## BEGIN COLLECTED DATA

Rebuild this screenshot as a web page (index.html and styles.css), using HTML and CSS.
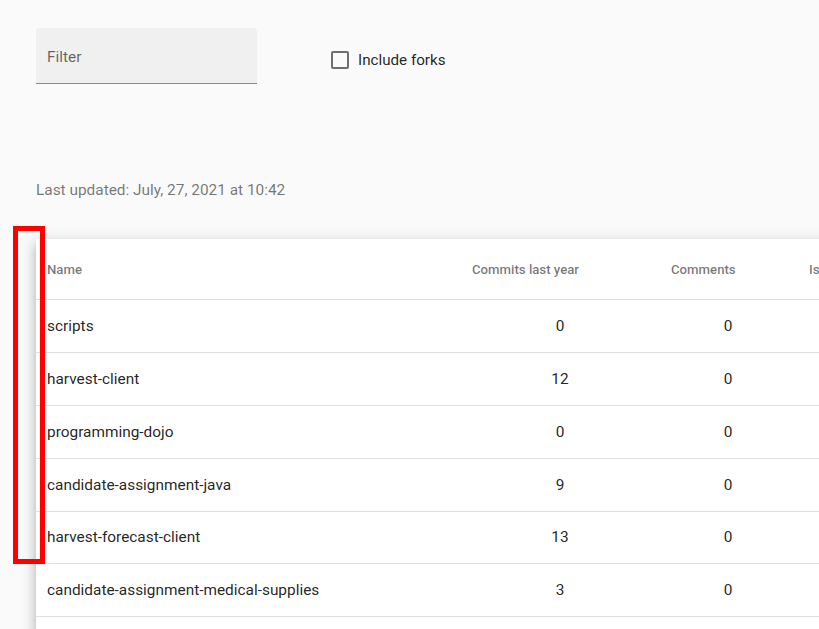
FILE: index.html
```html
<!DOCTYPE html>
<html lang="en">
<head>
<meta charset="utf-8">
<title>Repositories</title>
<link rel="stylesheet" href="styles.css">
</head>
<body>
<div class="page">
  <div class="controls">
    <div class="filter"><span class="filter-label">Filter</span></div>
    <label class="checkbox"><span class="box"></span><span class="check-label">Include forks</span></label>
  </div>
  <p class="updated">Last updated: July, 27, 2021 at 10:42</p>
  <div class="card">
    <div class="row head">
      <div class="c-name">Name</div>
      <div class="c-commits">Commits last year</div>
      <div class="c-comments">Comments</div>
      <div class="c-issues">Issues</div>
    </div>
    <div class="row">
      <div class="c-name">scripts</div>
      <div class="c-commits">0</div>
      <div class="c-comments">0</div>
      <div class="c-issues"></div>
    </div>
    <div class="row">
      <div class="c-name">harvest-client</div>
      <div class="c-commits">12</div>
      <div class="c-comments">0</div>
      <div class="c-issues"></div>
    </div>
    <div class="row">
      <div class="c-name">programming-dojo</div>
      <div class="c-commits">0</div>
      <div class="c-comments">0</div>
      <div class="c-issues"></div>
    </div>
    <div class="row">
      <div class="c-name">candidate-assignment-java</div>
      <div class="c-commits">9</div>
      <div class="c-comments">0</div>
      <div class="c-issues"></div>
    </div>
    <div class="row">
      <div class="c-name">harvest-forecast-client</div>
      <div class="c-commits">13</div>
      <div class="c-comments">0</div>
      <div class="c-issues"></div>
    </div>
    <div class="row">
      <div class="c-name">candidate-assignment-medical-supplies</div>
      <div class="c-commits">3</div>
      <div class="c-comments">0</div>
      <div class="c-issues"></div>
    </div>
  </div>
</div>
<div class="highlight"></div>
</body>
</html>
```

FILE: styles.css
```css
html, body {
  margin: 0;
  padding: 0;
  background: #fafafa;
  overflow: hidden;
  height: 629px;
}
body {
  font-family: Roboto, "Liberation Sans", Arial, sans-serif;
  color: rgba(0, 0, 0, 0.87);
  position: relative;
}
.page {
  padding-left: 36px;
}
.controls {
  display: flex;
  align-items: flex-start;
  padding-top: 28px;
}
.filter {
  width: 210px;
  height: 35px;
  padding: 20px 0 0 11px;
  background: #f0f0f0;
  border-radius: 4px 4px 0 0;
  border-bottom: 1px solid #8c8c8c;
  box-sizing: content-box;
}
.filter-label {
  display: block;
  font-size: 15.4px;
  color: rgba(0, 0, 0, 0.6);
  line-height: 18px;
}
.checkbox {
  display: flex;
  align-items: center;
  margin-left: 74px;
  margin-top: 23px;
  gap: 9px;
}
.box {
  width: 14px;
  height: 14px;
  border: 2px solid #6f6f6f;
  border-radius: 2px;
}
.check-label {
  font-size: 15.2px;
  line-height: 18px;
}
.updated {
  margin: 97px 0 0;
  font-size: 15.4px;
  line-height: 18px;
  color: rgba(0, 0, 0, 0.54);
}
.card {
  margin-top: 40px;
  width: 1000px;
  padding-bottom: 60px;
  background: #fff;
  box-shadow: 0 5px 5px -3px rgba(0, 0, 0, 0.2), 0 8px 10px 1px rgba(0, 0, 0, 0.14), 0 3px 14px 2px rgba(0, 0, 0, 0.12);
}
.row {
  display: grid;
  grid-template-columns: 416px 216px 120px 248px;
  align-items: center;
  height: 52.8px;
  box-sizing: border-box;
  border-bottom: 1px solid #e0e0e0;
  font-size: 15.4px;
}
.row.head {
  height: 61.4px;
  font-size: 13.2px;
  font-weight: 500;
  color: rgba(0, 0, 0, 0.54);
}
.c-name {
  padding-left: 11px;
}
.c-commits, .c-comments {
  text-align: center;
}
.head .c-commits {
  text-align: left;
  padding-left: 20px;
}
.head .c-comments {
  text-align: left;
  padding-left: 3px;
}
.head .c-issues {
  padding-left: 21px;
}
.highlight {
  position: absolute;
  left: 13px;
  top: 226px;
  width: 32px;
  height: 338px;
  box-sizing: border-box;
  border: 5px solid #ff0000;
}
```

## END COLLECTED DATA

*TASK*
The data above should be repeated exactly, minus any pictures.

*SOLUTION TO THIS TASK*
Rebuild this screenshot as a web page (index.html and styles.css), using HTML and CSS.
FILE: index.html
```html
<!DOCTYPE html>
<html lang="en">
<head>
<meta charset="utf-8">
<title>Repositories</title>
<link rel="stylesheet" href="styles.css">
</head>
<body>
<div class="page">
  <div class="controls">
    <div class="filter"><span class="filter-label">Filter</span></div>
    <label class="checkbox"><span class="box"></span><span class="check-label">Include forks</span></label>
  </div>
  <p class="updated">Last updated: July, 27, 2021 at 10:42</p>
  <div class="card">
    <div class="row head">
      <div class="c-name">Name</div>
      <div class="c-commits">Commits last year</div>
      <div class="c-comments">Comments</div>
      <div class="c-issues">Issues</div>
    </div>
    <div class="row">
      <div class="c-name">scripts</div>
      <div class="c-commits">0</div>
      <div class="c-comments">0</div>
      <div class="c-issues"></div>
    </div>
    <div class="row">
      <div class="c-name">harvest-client</div>
      <div class="c-commits">12</div>
      <div class="c-comments">0</div>
      <div class="c-issues"></div>
    </div>
    <div class="row">
      <div class="c-name">programming-dojo</div>
      <div class="c-commits">0</div>
      <div class="c-comments">0</div>
      <div class="c-issues"></div>
    </div>
    <div class="row">
      <div class="c-name">candidate-assignment-java</div>
      <div class="c-commits">9</div>
      <div class="c-comments">0</div>
      <div class="c-issues"></div>
    </div>
    <div class="row">
      <div class="c-name">harvest-forecast-client</div>
      <div class="c-commits">13</div>
      <div class="c-comments">0</div>
      <div class="c-issues"></div>
    </div>
    <div class="row">
      <div class="c-name">candidate-assignment-medical-supplies</div>
      <div class="c-commits">3</div>
      <div class="c-comments">0</div>
      <div class="c-issues"></div>
    </div>
  </div>
</div>
<div class="highlight"></div>
</body>
</html>
```

FILE: styles.css
```css
html, body {
  margin: 0;
  padding: 0;
  background: #fafafa;
  overflow: hidden;
  height: 629px;
}
body {
  font-family: Roboto, "Liberation Sans", Arial, sans-serif;
  color: rgba(0, 0, 0, 0.87);
  position: relative;
}
.page {
  padding-left: 36px;
}
.controls {
  display: flex;
  align-items: flex-start;
  padding-top: 28px;
}
.filter {
  width: 210px;
  height: 35px;
  padding: 20px 0 0 11px;
  background: #f0f0f0;
  border-radius: 4px 4px 0 0;
  border-bottom: 1px solid #8c8c8c;
  box-sizing: content-box;
}
.filter-label {
  display: block;
  font-size: 15.4px;
  color: rgba(0, 0, 0, 0.6);
  line-height: 18px;
}
.checkbox {
  display: flex;
  align-items: center;
  margin-left: 74px;
  margin-top: 23px;
  gap: 9px;
}
.box {
  width: 14px;
  height: 14px;
  border: 2px solid #6f6f6f;
  border-radius: 2px;
}
.check-label {
  font-size: 15.2px;
  line-height: 18px;
}
.updated {
  margin: 97px 0 0;
  font-size: 15.4px;
  line-height: 18px;
  color: rgba(0, 0, 0, 0.54);
}
.card {
  margin-top: 40px;
  width: 1000px;
  padding-bottom: 60px;
  background: #fff;
  box-shadow: 0 5px 5px -3px rgba(0, 0, 0, 0.2), 0 8px 10px 1px rgba(0, 0, 0, 0.14), 0 3px 14px 2px rgba(0, 0, 0, 0.12);
}
.row {
  display: grid;
  grid-template-columns: 416px 216px 120px 248px;
  align-items: center;
  height: 52.8px;
  box-sizing: border-box;
  border-bottom: 1px solid #e0e0e0;
  font-size: 15.4px;
}
.row.head {
  height: 61.4px;
  font-size: 13.2px;
  font-weight: 500;
  color: rgba(0, 0, 0, 0.54);
}
.c-name {
  padding-left: 11px;
}
.c-commits, .c-comments {
  text-align: center;
}
.head .c-commits {
  text-align: left;
  padding-left: 20px;
}
.head .c-comments {
  text-align: left;
  padding-left: 3px;
}
.head .c-issues {
  padding-left: 21px;
}
.highlight {
  position: absolute;
  left: 13px;
  top: 226px;
  width: 32px;
  height: 338px;
  box-sizing: border-box;
  border: 5px solid #ff0000;
}
```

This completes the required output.